Após 2 anos, redução de pena pela leitura atinge só 4 presídios

Luiz Fernando Toledo

 

Às quintas-feiras, um grupo de 28 rapazes se reúne em uma pequena biblioteca em Hortolândia, região de Campinas, para discutir literatura. Chegam de chinelos nos pés, com os olhos voltados ao chão e as mãos cruzadas nas costas. Estão no Centro de Progressão Penitenciária (CPP) do município.
Estes homens participam do primeiro programa de redução de pena pela leitura do Estado de São Paulo. Marcos (nome fictício) tem 31 anos e já leu 11 livros desde o início do projeto – é o recordista do grupo. Foi preso duas vezes por roubo e responde a seis processos. Seu maior objetivo, como de todo sentenciado, é deixar o presídio. “Não tinha consciência das coisas. Eu só pensava na ambição, em melhorar minha condição de vida”, contou. Aprovada há dois anos, apenas quatro unidades prisionais do Estado – de um total de 162 – adotam a chamada remição de pena por leitura aos seus sentenciados.
No período, só 28 reduções já foram aprovadas e outras 196 aguardam decisão judicial. O Estado tem hoje 220 mil presos, segundo a Secretaria de Administração Penitenciária (SAP). A previsão da Corregedoria do Tribunal de Justiça de São Paulo, responsável pela portaria que normatizou o processo, é que todos os presídios usem o sistema até o fim de 2016. Além do CPP de Hortolândia, estão no programa a Penitenciária Dr. Antonio de Souza Neto, em Sorocaba, e duas penitenciárias femininas, de Campinas e de Sant’Ana, na zona norte de São Paulo – estas começaram neste ano a trabalhar com essa modalidade de redução de pena.
Marcos passou a ler na cadeia para diminuir a pena, como todos os outros, mas o hábito – disse – se tornou mais importante do que os dias descontados. “Eu me arrependo. Mas agora quero mudar, voltei a estudar.” Enquanto não pode sair, leva os livros para o pátio e para a cela. Durante o dia, trabalha como serralheiro – outra forma possível de reduzir a pena na prisão.

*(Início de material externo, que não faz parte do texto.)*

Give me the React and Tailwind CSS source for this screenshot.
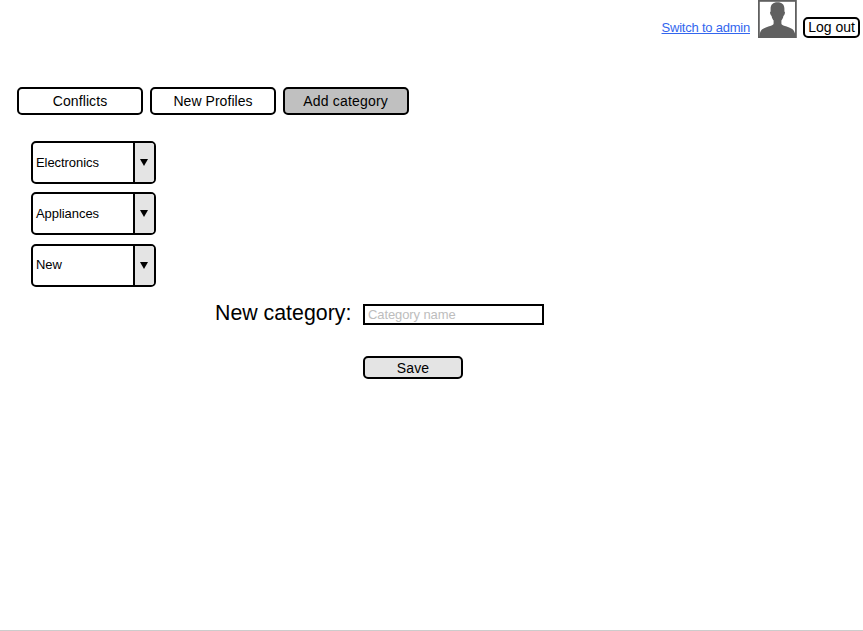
const tabs = [
  { label: "Conflicts", fill: "bg-white", spacing: "tracking-[0.1px]" },
  { label: "New Profiles", fill: "bg-white", spacing: "tracking-[0.05px]" },
  { label: "Add category", fill: "bg-[#c0c0c0]", spacing: "tracking-[0.2px]" },
];

const categories = ["Electronics", "Appliances", "New"];

function Avatar() {
  return (
    <svg width="39" height="38" viewBox="0 0 39 38" className="block shrink-0">
      <rect x="0.900" y="0.900" width="37" height="36.300" fill="#fff" stroke="#606060" strokeWidth="1.800" />
      <path
        d="M19.500 2.200C15 2.200 12.600 4.600 12.600 8.500v3c-.8.3-.7 1.500-.2 2.800.3.900.7 1.500 1.200 1.700.4 2 1 3.300 2 4.500v3c0 1-1 1.600-2.600 2.200-3.600 1.200-7.400 2.100-9.100 3.900C2.200 31.400 1.500 34 1.200 37.500h36.400c-.3-3.500-1-6.100-2.700-7.900-1.700-1.800-5.300-2.700-8.900-3.900-1.600-.6-2.600-1.200-2.600-2.200v-3c1-1.200 1.600-2.500 2-4.500.5-.2.9-.8 1.200-1.700.5-1.300.6-2.500-.2-2.800v-3c0-3.900-2.400-6.300-6.900-6.300z"
        fill="#606060"
      />
    </svg>
  );
}

function CategorySelect({ label }) {
  return (
    <button className="flex h-[43px] w-[125px] overflow-hidden rounded-[5px] border-2 border-black bg-white text-left text-[13px] leading-[15px]">
      <span className="flex h-full flex-1 items-center pb-[0.600px] pl-[3px] tracking-[-0.06px]">{label}</span>
      <span className="flex h-full w-[21px] items-center justify-center border-l-2 border-black bg-[#e4e4e4]">
        <svg width="8" height="7" viewBox="0 0 8 7" className="mr-px block">
          <path d="M0 0h8L4 7z" fill="#000" />
        </svg>
      </span>
    </button>
  );
}

export default function App() {
  return (
    <div className="flex h-[631px] w-[863px] flex-col overflow-hidden border-b border-[#cccccc] bg-white font-['Liberation_Sans',Arial,sans-serif] text-black">
      <header className="flex h-[87px] items-start justify-end pr-[3px]">
        <a href="#" className="mt-5 mr-2 text-[13px] leading-[15px] tracking-[-0.22px] whitespace-nowrap text-[#3366ee] underline">
          Switch to admin
        </a>
        <Avatar />
        <button className="mt-[17px] ml-[6px] flex h-[21px] w-[57px] items-center justify-center rounded-[5px] border-2 border-black pb-px text-sm leading-4 whitespace-nowrap">
          Log out
        </button>
      </header>

      <nav className="flex gap-[7px] pl-[17px]">
        {tabs.map((tab) => (
          <button
            key={tab.label}
            className={`flex h-[28px] w-[126px] items-center justify-center rounded-[5px] border-2 border-black text-sm leading-4 last:-ml-[0.4px] ${tab.fill} ${tab.spacing}`}
          >
            {tab.label}
          </button>
        ))}
      </nav>

      <div className="mt-[26px] flex flex-col gap-[8.400px] pl-[31px]">
        {categories.map((label) => (
          <CategorySelect key={label} label={label} />
        ))}
      </div>

      <form className="mt-[17px] pl-[215px]">
        <div className="flex h-[21px] items-center">
          <label htmlFor="category" className="w-[148px] pb-[3px] text-[21.330px] leading-[24px] whitespace-nowrap">
            New category:
          </label>
          <input
            id="category"
            placeholder="Category name"
            className="h-[21px] w-[181px] border-2 border-black bg-white px-[3px] text-[13px] leading-[15px] tracking-[-0.1px] placeholder:text-[#bdbdbd]"
          />
        </div>
        <button
          type="button"
          className="mt-[31px] ml-[148px] flex h-[23px] w-[100px] items-center justify-center rounded-[5px] border-2 border-black bg-[#e4e4e4] pt-px text-sm leading-4 tracking-[0.2px]"
        >
          Save
        </button>
      </form>
    </div>
  );
}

Ele poderá pedir liberdade condicional só em 2018. O homem que passou quase metade da vida atrás das grades agora quer ser médico psiquiatra. “Quero poder entender a mente das pessoas e auxiliar de alguma maneira.” Quando entrou no presídio, tinha o 5º ano do ensino fundamental. Agora, depois de acompanhar as aulas e o projeto de leitura, sonha com o futuro. “Já fiz o Enem e acho que a leitura me ajudou a ir bem.” Marcos lia naquela semana Incidente em Antares, de Érico Veríssimo. Mas a obra que mais lhe chamou a atenção foi Ensaio sobre a Cegueira, de José Saramago. “Mostra uma sociedade que é cega. Uma sociedade de pessoas fazendo as coisas pensando só nelas.

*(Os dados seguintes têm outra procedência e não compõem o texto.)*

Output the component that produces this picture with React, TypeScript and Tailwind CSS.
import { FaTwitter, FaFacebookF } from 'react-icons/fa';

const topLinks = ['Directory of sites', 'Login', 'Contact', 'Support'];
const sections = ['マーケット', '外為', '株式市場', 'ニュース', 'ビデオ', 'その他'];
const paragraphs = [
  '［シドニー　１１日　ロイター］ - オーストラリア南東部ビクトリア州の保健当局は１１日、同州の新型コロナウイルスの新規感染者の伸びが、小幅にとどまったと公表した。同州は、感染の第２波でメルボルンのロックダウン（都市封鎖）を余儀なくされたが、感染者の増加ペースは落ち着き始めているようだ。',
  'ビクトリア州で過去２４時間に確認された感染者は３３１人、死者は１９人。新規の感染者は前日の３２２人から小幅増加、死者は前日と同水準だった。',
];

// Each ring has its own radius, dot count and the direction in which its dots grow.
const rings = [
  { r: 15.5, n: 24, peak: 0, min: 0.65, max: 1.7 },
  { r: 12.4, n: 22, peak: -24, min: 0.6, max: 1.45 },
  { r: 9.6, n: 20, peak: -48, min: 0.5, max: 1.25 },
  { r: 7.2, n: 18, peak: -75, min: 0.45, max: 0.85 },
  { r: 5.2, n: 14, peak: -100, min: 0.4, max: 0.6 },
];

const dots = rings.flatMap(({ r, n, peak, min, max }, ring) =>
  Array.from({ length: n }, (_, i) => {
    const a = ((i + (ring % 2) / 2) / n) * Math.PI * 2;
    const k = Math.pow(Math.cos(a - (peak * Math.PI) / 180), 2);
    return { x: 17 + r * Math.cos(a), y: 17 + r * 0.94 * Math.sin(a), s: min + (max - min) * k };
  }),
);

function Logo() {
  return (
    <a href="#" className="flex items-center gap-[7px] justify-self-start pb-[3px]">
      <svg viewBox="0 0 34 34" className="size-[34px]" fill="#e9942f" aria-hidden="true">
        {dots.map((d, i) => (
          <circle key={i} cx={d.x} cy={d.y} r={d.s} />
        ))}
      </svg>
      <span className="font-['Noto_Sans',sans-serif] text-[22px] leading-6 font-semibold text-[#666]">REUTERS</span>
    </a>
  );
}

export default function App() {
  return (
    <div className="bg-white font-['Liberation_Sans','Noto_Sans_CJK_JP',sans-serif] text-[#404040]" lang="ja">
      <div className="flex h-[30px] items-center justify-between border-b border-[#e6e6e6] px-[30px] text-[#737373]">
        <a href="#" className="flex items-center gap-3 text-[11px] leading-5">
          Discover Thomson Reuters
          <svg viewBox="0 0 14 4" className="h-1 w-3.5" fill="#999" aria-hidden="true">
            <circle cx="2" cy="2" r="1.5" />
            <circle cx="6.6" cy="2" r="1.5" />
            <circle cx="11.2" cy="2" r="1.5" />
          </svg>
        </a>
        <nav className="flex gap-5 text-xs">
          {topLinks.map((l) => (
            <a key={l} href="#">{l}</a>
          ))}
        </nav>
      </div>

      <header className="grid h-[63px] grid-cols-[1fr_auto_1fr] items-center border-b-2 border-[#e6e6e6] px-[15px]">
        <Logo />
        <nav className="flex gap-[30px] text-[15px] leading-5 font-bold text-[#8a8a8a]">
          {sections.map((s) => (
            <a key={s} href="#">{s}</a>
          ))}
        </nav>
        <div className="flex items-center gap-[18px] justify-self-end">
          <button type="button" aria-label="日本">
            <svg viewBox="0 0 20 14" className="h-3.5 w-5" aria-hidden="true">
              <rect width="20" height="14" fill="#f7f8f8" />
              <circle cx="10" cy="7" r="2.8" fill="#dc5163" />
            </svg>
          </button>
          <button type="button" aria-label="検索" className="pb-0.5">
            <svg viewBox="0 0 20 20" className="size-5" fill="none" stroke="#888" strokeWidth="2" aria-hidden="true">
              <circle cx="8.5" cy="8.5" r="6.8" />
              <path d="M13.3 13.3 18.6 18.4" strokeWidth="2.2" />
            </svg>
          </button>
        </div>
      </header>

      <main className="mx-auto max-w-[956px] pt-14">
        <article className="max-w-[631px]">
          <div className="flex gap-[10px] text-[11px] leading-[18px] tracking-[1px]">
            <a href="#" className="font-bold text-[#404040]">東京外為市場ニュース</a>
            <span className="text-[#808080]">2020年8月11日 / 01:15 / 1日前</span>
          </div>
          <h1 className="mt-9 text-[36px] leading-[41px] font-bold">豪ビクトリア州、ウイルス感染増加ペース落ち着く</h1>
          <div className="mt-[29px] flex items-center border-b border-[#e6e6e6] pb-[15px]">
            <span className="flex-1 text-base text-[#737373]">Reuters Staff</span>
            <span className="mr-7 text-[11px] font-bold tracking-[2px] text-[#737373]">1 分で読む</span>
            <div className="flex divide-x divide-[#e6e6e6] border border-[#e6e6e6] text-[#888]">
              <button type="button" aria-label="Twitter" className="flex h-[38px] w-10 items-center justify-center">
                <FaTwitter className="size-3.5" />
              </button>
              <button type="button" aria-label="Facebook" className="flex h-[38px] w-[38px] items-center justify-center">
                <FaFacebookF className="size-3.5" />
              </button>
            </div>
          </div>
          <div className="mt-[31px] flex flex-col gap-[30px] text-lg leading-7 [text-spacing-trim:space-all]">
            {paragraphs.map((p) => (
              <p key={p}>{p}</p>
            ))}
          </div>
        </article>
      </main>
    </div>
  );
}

E aí começa uma epidemia de cegueira, contagiosa. É como se fosse a consciência das pessoas contaminando todo mundo.”Marcos liga a obra à sua situação: a prisão é a cegueira e o arrependimento, uma saída. “Na hora que voltaram a enxergar, eles tiveram uma visão diferente em relação à vida.” Aulas.

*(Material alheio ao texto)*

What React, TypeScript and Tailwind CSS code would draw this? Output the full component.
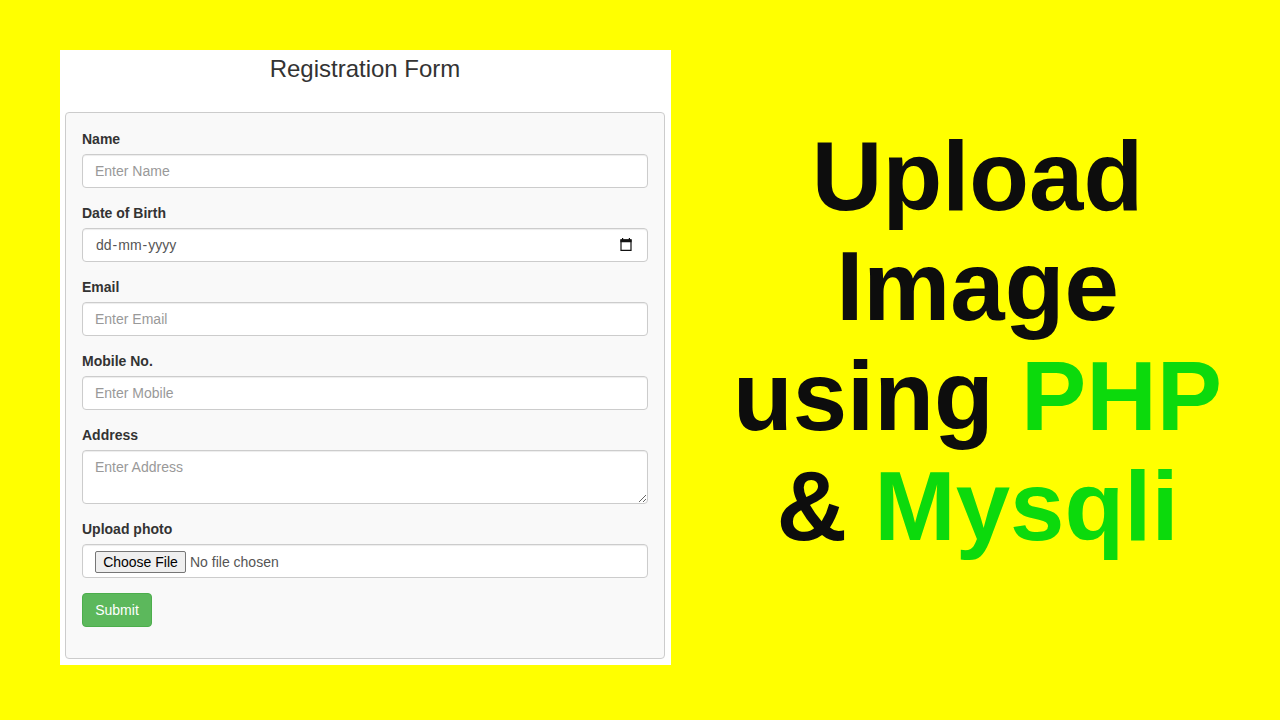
import type { ReactNode } from "react";

interface FieldProps {
  label: string;
  children: ReactNode;
}

const control =
  "w-full rounded border border-[#ccc] bg-white px-3 text-[14px] leading-5 shadow-[inset_0_1px_1px_rgba(0,0,0,0.075)]";

function Field({ label, children }: FieldProps) {
  return (
    <div className="mb-[15px]">
      <div className="mb-[5px] text-[14px] leading-5 font-bold text-[#333]">{label}</div>
      {children}
    </div>
  );
}

function TextInput({ placeholder }: { placeholder: string }) {
  return (
    <input
      type="text"
      placeholder={placeholder}
      className={`${control} block h-[34px] placeholder:text-[#999]`}
    />
  );
}

function CalendarIcon() {
  return (
    <svg width="12" height="13" viewBox="0 0 12 13" fill="none">
      <path d="M1 2h10v10.3H1z" stroke="#111" strokeWidth="1.2" />
      <path d="M0.4 1.3h11.2v2.9H0.4zM2 0h1.2v2H2zM8.8 0H10v2H8.8z" fill="#111" />
    </svg>
  );
}

function RegistrationForm() {
  return (
    <div className="h-[615px] w-[611px] bg-white px-[5px]">
      <h3 className="w-[600px] pt-[5px] text-center text-[24px] leading-[27px] text-[#333]">
        Registration Form
      </h3>
      <div className="mt-[30px] h-[547px] w-[600px] rounded border border-[#ccc] bg-[#f9f9f9] px-4 pt-4">
        <Field label="Name">
          <TextInput placeholder="Enter Name" />
        </Field>
        <Field label="Date of Birth">
          <div className={`${control} flex h-[34px] items-center justify-between text-[#555]`}>
            <span className="flex">
              <span className="px-px">dd</span>-<span className="px-px">mm</span>-
              <span className="px-px">yyyy</span>
            </span>
            <span className="pr-[3px] pb-px">
              <CalendarIcon />
            </span>
          </div>
        </Field>
        <Field label="Email">
          <TextInput placeholder="Enter Email" />
        </Field>
        <Field label="Mobile No.">
          <TextInput placeholder="Enter Mobile" />
        </Field>
        <Field label="Address">
          <textarea
            placeholder="Enter Address"
            className={`${control} block h-[54px] resize-y py-1.5 placeholder:text-[#999]`}
          />
        </Field>
        <Field label="Upload photo">
          <div className={`${control} flex h-[34px] items-center pt-0.5 text-[#555]`}>
            <button
              type="button"
              className="mr-1 h-[22px] w-[91px] rounded-[2px] border border-[#767676] bg-[#efefef] text-[14px] leading-5 text-black"
            >
              Choose File
            </button>
            <span>No file chosen</span>
          </div>
        </Field>
        <button
          type="button"
          className="h-[34px] w-[70px] rounded border border-[#4cae4c] bg-[#5cb85c] text-[14px] leading-5 text-white"
        >
          Submit
        </button>
      </div>
    </div>
  );
}

export default function App() {
  return (
    <div className="flex h-[720px] w-[1280px] overflow-hidden bg-[#ffff00] pt-[50px] pl-[60px] font-['Liberation_Sans',Arial,sans-serif]">
      <RegistrationForm />
      <h1 className="mt-[71px] ml-[46px] w-[521px] text-center text-[97.8px] leading-[110px] font-bold whitespace-nowrap text-[#0d0d0d]">
        Upload
        <br />
        Image
        <br />
        using <span className="text-[#0cda0c]">PHP</span>
        <br />
        &amp; <span className="text-[#0cda0c]">Mysqli</span>
      </h1>
    </div>
  );
}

O grupo de estudos se reúne sempre às 17h. A sala de leitura fica em um ambiente diverso do presídio. O espaço é como uma escola: há um corredor com murais nas paredes, cartolinas com trabalhos feitos pelos presos. O acervo é de 1,9 mil livros. Em prateleiras estão os mais lidos naquele lugar. Alguns se dedicam à leitura de jornais, outros observam as capas das obras, com curiosidade. Além da leitura, os presos podem assistir às aulas regulares administradas pela Secretaria Estadual de Educação (SEE), outra forma de diminuir a pena.